[begin Data section]

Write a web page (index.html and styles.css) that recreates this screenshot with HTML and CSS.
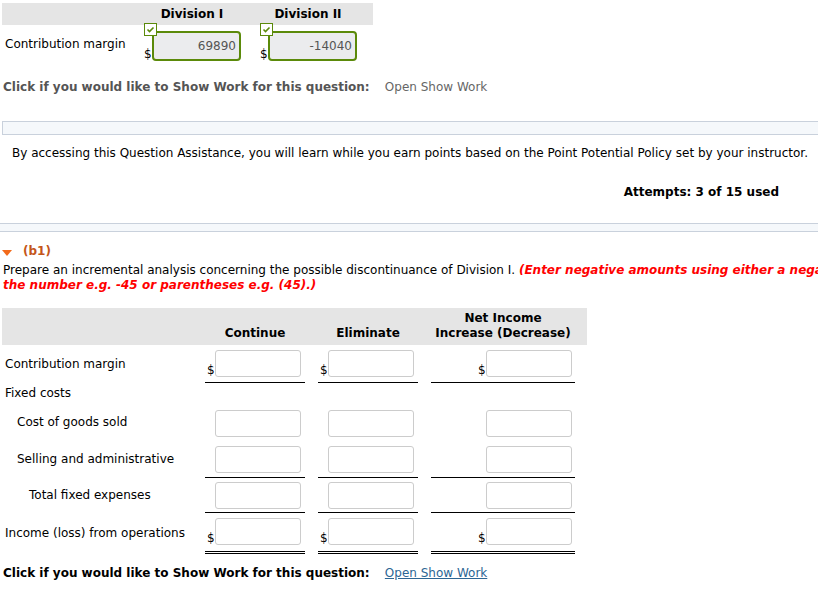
FILE: index.html
```html
<!DOCTYPE html>
<html lang="en">
<head>
<meta charset="utf-8">
<title>Incremental analysis</title>
<link rel="stylesheet" href="styles.css">
</head>
<body>
<div class="page">
  <div class="summary">
    <div class="sum-head">
      <span></span>
      <span class="sum-col">Division I</span>
      <span class="sum-col">Division II</span>
    </div>
    <div class="sum-row">
      <span class="sum-label">Contribution margin</span>
      <div class="sum-cell">
        <span class="check"><svg width="11" height="11" viewBox="0 0 11 11"><polyline points="2.5,5.5 4.5,7.5 8.5,3.5" fill="none" stroke="#5b8a0a" stroke-width="1.6"/></svg></span>
        <span class="dollar">$</span>
        <div class="answer">69890</div>
      </div>
      <div class="sum-cell">
        <span class="check"><svg width="11" height="11" viewBox="0 0 11 11"><polyline points="2.5,5.5 4.5,7.5 8.5,3.5" fill="none" stroke="#5b8a0a" stroke-width="1.6"/></svg></span>
        <span class="dollar">$</span>
        <div class="answer">-14040</div>
      </div>
    </div>
  </div>

  <p class="showwork showwork-muted">Click if you would like to Show Work for this question: <span class="sw-link sw-muted">Open Show Work</span></p>

  <div class="bar bar-first"></div>

  <p class="assist">By accessing this Question Assistance, you will learn while you earn points based on the Point Potential Policy set by your instructor.</p>

  <p class="attempts">Attempts: 3 of 15 used</p>

  <div class="bar bar-second"></div>

  <h3 class="part-title"><span class="tri"></span>(b1)</h3>
  <p class="prompt">Prepare an incremental analysis concerning the possible discontinuance of Division I. <em class="hint">(Enter negative amounts using either a negative sign preceding<br>the number e.g. -45 or parentheses e.g. (45).)</em></p>

  <div class="ledger">
    <div class="lrow lhead">
      <span></span>
      <span class="hcell">Continue</span>
      <span class="hcell">Eliminate</span>
      <span class="hcell">Net Income<br>Increase (Decrease)</span>
    </div>
    <div class="lrow r-cm">
      <span class="lab">Contribution margin</span>
      <div class="val c1"><span class="dollar">$</span><input class="box" type="text"></div>
      <div class="val c2"><span class="dollar">$</span><input class="box" type="text"></div>
      <div class="val c3"><span class="dollar">$</span><input class="box" type="text"></div>
    </div>
    <div class="lrow r-fc">
      <span class="lab">Fixed costs</span>
    </div>
    <div class="lrow r-cogs">
      <span class="lab ind1">Cost of goods sold</span>
      <div class="val c1"><input class="box" type="text"></div>
      <div class="val c2"><input class="box" type="text"></div>
      <div class="val c3"><input class="box" type="text"></div>
    </div>
    <div class="lrow r-sa">
      <span class="lab ind1">Selling and administrative</span>
      <div class="val c1"><input class="box" type="text"></div>
      <div class="val c2"><input class="box" type="text"></div>
      <div class="val c3"><input class="box" type="text"></div>
    </div>
    <div class="lrow r-tot">
      <span class="lab ind2">Total fixed expenses</span>
      <div class="val c1"><input class="box" type="text"></div>
      <div class="val c2"><input class="box" type="text"></div>
      <div class="val c3"><input class="box" type="text"></div>
    </div>
    <div class="lrow r-inc">
      <span class="lab">Income (loss) from operations</span>
      <div class="val c1"><span class="dollar">$</span><input class="box" type="text"></div>
      <div class="val c2"><span class="dollar">$</span><input class="box" type="text"></div>
      <div class="val c3"><span class="dollar">$</span><input class="box" type="text"></div>
    </div>
  </div>

  <p class="showwork showwork-bottom">Click if you would like to Show Work for this question: <a class="sw-link sw-active" href="#">Open Show Work</a></p>
</div>
</body>
</html>
```

FILE: styles.css
```css
html {
  overflow: hidden;
}
body {
  margin: 0;
  font-family: "DejaVu Sans", Verdana, sans-serif;
  font-size: 12px;
  line-height: 15px;
  color: #000;
  background: #fff;
}
.page {
  padding: 3px 0 0 2px;
}

/* summary table */
.summary {
  width: 371px;
}
.sum-head,
.sum-row {
  display: grid;
  grid-template-columns: 128px 108px 108px;
  column-gap: 8px;
  padding-right: 11px;
}
.sum-head {
  background: #e5e5e5;
  height: 22px;
  align-items: center;
}
.sum-col {
  font-weight: bold;
  text-align: center;
}
.sum-row {
  height: 38px;
  align-items: center;
}
.sum-label {
  padding-left: 3px;
  padding-top: 1px;
}
.sum-cell {
  position: relative;
  align-self: stretch;
  display: flex;
  align-items: flex-end;
  padding: 6px 0 2px 6px;
}
.check {
  position: absolute;
  left: 6px;
  top: -2px;
  width: 11px;
  height: 11px;
  border: 1px solid #5b8a0a;
  background: #fff;
  display: flex;
}
.dollar {
  line-height: 14px;
  width: 8px;
}
.answer {
  width: 89px;
  height: 30px;
  box-sizing: border-box;
  border: 2px solid #5b8a0a;
  border-radius: 4px;
  background: #ebecee;
  color: #555;
  text-align: right;
  line-height: 26px;
  padding-right: 3px;
}

/* show work */
.showwork {
  margin: 17px 0 0;
  padding-left: 1px;
  font-weight: bold;
}
.showwork-muted {
  color: #555;
}
.sw-link {
  font-weight: normal;
  margin-left: 11px;
}
.sw-muted {
  color: #666;
}
.sw-active {
  color: #2d6694;
  text-decoration: underline;
}
.showwork-bottom {
  margin-top: 12px;
}

/* bars */
.bar {
  background: #f5f8fb;
  border: 1px solid #c9d1dc;
  box-sizing: border-box;
}
.bar-first {
  margin: 26px -20px 0 0;
  height: 14px;
}
.bar-second {
  margin: 23px -20px 0 -2px;
  height: 9px;
  border-left: none;
}

.assist {
  margin: 11px 0 0;
  padding-left: 10px;
  white-space: nowrap;
}
.attempts {
  margin: 24px 0 0;
  font-weight: bold;
  text-align: right;
  padding-right: 39px;
}

/* part b1 */
.part-title {
  margin: 12px 0 0;
  font-size: 12px;
  line-height: 15px;
  font-weight: bold;
  color: #c4561a;
  display: flex;
  align-items: center;
}
.tri {
  width: 0;
  height: 0;
  border-left: 5px solid transparent;
  border-right: 5px solid transparent;
  border-top: 6px solid #f26a1b;
  margin: 2px 11px 0 0;
}
.prompt {
  margin: 4px 0 0;
  padding-left: 1px;
  white-space: nowrap;
}
.hint {
  color: #f00;
  font-weight: bold;
}

/* ledger */
.ledger {
  width: 585px;
  margin-top: 15px;
}
.lrow {
  display: grid;
  grid-template-columns: 190px 100px 100px 144px;
  column-gap: 13px;
  padding-right: 12px;
}
.lhead {
  background: #e5e5e5;
  height: 37px;
  align-items: end;
}
.hcell {
  font-weight: bold;
  text-align: center;
  padding-bottom: 4px;
}
.lab {
  padding-left: 3px;
  display: flex;
  align-items: center;
  white-space: nowrap;
}
.ind1 {
  padding-left: 15px;
}
.ind2 {
  padding-left: 27px;
}
.val {
  display: flex;
  justify-content: flex-end;
  align-items: flex-end;
}
.c1,
.c2 {
  padding-right: 4px;
}
.c3 {
  padding-right: 3px;
}
.box {
  width: 86px;
  height: 27px;
  box-sizing: border-box;
  border: 1px solid #ccc;
  border-radius: 3px;
  background: #fff;
  margin: 0;
  padding: 0 4px;
  font: inherit;
}
.r-cm .val {
  padding-top: 5px;
  padding-bottom: 5px;
  border-bottom: 1px solid #000;
}
.r-fc {
  height: 21px;
}
.r-cogs .val {
  padding-top: 6px;
  padding-bottom: 4px;
}
.r-sa .val {
  padding-top: 5px;
  padding-bottom: 4px;
  border-bottom: 1px solid #000;
}
.r-tot .val {
  padding-top: 4px;
  padding-bottom: 3px;
  border-bottom: 1px solid #000;
}
.r-inc .val {
  padding-top: 5px;
  padding-bottom: 6px;
  border-bottom: 3px double #000;
}
```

[end Data section]

■ Written task
Take each line containing the string "styles" and copy it out.

■ Result of the task
Write a web page (index.html and styles.css) that recreates this screenshot with HTML and CSS.
<link rel="stylesheet" href="styles.css">
FILE: styles.css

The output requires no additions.